Okay, now that I have your attention,
this has nothing to do with scotch whiskey.
I met Johnny Walker (seriously, his real name)
in 1998. He and I were members of another
fly-fishing website. He is from the Dallas/Fort
Worth area in the great state of Texas. And,
since my dad was from Texas, I figured we had
a little more in common than just fly-fishing,
although I've never been to Texas.
After conversing with John for over six months,
I invited him to visit us whenever he could get
away and do a little fishing on the flats, which
he told me he had always wanted to do. A few
months after the invite I received a phone call
from John, accepting.
Linda and I were both excited about meeting
Johnny at Orlando International Airport, and
we both expected him to be the stereotyped,
long and lanky Texan. Not hardly! John ain't
real tall, he's fair-haired; nothing like we
had expected. It's rather humorous how we
imagine folks we talk to but have yet to meet
them face to face. Now don't get me wrong, I
had spoken to John on the phone, we had conversed
for hours in the chat room, so it's not like I
didn't know the guy.
As I arrived at the airport, the only info I
had was his flight number and the arrival time.

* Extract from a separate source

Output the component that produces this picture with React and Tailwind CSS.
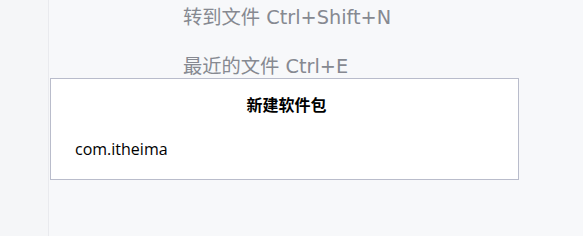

That doesn't mean a whole lot at Orlando, but
the only saving grace I had was to look for
someone carrying a rod tube and looking like
a "Texan." Yeah, right! So, I park myself at
the baggage claim, since I was a little late
parking the truck and figuring I wouldn't waste
time riding the monorail out to the arrival area
(I love riding that thing) and waited. Nothing
looked like a Johnny Walker. But just as my cell
phone rang, I just happened to look in the
direction of a pay phone and there stood this
dude in an "Indiana Jones" lookin' hat, a
carry-on piece of luggage and most importantly,
fly-rod tube!
My cell phone began to ring as I tapped him
on the shoulder...'bout scared the heck out
of the guy! We introduced and off to the local
fly shop to fetch a few leaders and John a
non-resident, saltwater fishing license; chewin'
the fat the entire journey.
The weather in June is sometimes quite
unpredictable, well, let's just say the
weather in Florida is totally unpredictable,
and just so happens the week that John decides
to bring himself to our subtropical state,
the weather goes nuts. I seriously believe
through some strange phenomenon, the sun
either came nearer the Earth, or old Beelzebub
himself decided to go to Disney World. Now
mind you, I could've warned the poor guy if
it had have been any other state in the Union,
but not in Florida. As we say, "If you don't
like the weather, hang around a few minutes;
it'll change!"
John had already purchased his plane ticket
well in advance, and who would have thunk it?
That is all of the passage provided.